+++ Source excerpt

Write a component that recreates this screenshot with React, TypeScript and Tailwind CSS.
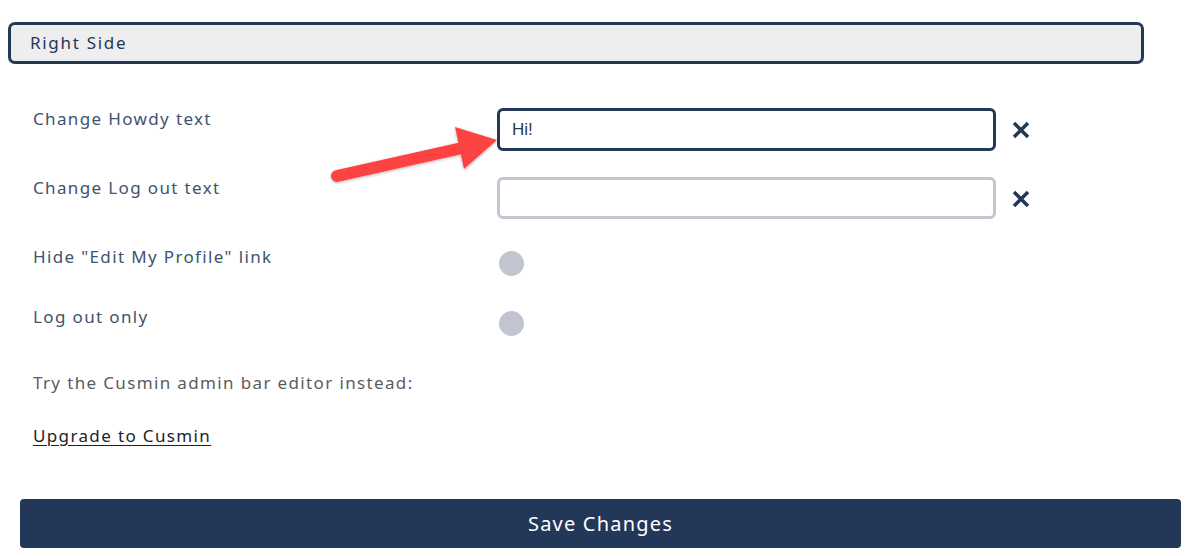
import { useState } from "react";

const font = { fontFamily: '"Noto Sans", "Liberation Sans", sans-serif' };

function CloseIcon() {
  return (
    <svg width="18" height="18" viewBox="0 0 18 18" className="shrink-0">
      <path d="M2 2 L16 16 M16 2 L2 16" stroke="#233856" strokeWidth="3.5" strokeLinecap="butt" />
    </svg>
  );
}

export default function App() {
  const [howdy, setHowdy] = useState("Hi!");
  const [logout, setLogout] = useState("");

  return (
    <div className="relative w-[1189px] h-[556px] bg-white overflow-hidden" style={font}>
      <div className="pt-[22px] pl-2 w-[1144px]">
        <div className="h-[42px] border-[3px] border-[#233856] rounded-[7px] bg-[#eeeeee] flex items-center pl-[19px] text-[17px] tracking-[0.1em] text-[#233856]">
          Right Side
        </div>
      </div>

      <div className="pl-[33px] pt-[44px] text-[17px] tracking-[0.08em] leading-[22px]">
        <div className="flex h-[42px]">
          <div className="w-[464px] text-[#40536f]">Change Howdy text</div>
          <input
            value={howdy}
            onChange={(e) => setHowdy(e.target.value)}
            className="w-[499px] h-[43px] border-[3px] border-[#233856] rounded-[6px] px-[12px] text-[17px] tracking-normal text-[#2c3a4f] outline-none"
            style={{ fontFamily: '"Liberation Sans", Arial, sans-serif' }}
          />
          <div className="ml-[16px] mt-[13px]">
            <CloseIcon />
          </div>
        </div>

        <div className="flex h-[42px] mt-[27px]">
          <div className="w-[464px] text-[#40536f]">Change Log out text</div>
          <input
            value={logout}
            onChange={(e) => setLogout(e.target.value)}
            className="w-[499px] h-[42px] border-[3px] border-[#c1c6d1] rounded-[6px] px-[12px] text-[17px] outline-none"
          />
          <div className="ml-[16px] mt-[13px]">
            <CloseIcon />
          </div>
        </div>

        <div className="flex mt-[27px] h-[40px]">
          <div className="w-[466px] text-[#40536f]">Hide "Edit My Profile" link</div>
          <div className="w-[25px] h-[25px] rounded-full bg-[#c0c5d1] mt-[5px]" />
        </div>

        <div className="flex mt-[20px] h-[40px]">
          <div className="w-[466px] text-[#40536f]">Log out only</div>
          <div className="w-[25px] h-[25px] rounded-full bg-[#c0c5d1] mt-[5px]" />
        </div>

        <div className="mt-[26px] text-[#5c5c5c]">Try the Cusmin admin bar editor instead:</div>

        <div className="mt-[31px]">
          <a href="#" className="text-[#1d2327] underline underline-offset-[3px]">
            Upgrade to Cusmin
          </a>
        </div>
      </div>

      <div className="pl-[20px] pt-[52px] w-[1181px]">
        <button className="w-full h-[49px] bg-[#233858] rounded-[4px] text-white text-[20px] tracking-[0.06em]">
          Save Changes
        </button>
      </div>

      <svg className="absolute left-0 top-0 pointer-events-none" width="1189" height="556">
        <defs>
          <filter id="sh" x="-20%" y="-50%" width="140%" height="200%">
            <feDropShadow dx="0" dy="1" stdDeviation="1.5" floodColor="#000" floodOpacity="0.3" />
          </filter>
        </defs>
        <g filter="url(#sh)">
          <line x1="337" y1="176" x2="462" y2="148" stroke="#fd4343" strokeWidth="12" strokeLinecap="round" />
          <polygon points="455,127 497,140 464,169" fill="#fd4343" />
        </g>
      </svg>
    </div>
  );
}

++++++

## [Short exercise]
Give the material again exactly as it is, but keep the pictures out.

## [Answer to this problem]
Write a component that recreates this screenshot with React, TypeScript and Tailwind CSS.
import { useState } from "react";

const font = { fontFamily: '"Noto Sans", "Liberation Sans", sans-serif' };

function CloseIcon() {
  return (
    <svg width="18" height="18" viewBox="0 0 18 18" className="shrink-0">
      <path d="M2 2 L16 16 M16 2 L2 16" stroke="#233856" strokeWidth="3.5" strokeLinecap="butt" />
    </svg>
  );
}

export default function App() {
  const [howdy, setHowdy] = useState("Hi!");
  const [logout, setLogout] = useState("");

  return (
    <div className="relative w-[1189px] h-[556px] bg-white overflow-hidden" style={font}>
      <div className="pt-[22px] pl-2 w-[1144px]">
        <div className="h-[42px] border-[3px] border-[#233856] rounded-[7px] bg-[#eeeeee] flex items-center pl-[19px] text-[17px] tracking-[0.1em] text-[#233856]">
          Right Side
        </div>
      </div>

      <div className="pl-[33px] pt-[44px] text-[17px] tracking-[0.08em] leading-[22px]">
        <div className="flex h-[42px]">
          <div className="w-[464px] text-[#40536f]">Change Howdy text</div>
          <input
            value={howdy}
            onChange={(e) => setHowdy(e.target.value)}
            className="w-[499px] h-[43px] border-[3px] border-[#233856] rounded-[6px] px-[12px] text-[17px] tracking-normal text-[#2c3a4f] outline-none"
            style={{ fontFamily: '"Liberation Sans", Arial, sans-serif' }}
          />
          <div className="ml-[16px] mt-[13px]">
            <CloseIcon />
          </div>
        </div>

        <div className="flex h-[42px] mt-[27px]">
          <div className="w-[464px] text-[#40536f]">Change Log out text</div>
          <input
            value={logout}
            onChange={(e) => setLogout(e.target.value)}
            className="w-[499px] h-[42px] border-[3px] border-[#c1c6d1] rounded-[6px] px-[12px] text-[17px] outline-none"
          />
          <div className="ml-[16px] mt-[13px]">
            <CloseIcon />
          </div>
        </div>

        <div className="flex mt-[27px] h-[40px]">
          <div className="w-[466px] text-[#40536f]">Hide "Edit My Profile" link</div>
          <div className="w-[25px] h-[25px] rounded-full bg-[#c0c5d1] mt-[5px]" />
        </div>

        <div className="flex mt-[20px] h-[40px]">
          <div className="w-[466px] text-[#40536f]">Log out only</div>
          <div className="w-[25px] h-[25px] rounded-full bg-[#c0c5d1] mt-[5px]" />
        </div>

        <div className="mt-[26px] text-[#5c5c5c]">Try the Cusmin admin bar editor instead:</div>

        <div className="mt-[31px]">
          <a href="#" className="text-[#1d2327] underline underline-offset-[3px]">
            Upgrade to Cusmin
          </a>
        </div>
      </div>

      <div className="pl-[20px] pt-[52px] w-[1181px]">
        <button className="w-full h-[49px] bg-[#233858] rounded-[4px] text-white text-[20px] tracking-[0.06em]">
          Save Changes
        </button>
      </div>

      <svg className="absolute left-0 top-0 pointer-events-none" width="1189" height="556">
        <defs>
          <filter id="sh" x="-20%" y="-50%" width="140%" height="200%">
            <feDropShadow dx="0" dy="1" stdDeviation="1.5" floodColor="#000" floodOpacity="0.3" />
          </filter>
        </defs>
        <g filter="url(#sh)">
          <line x1="337" y1="176" x2="462" y2="148" stroke="#fd4343" strokeWidth="12" strokeLinecap="round" />
          <polygon points="455,127 497,140 464,169" fill="#fd4343" />
        </g>
      </svg>
    </div>
  );
}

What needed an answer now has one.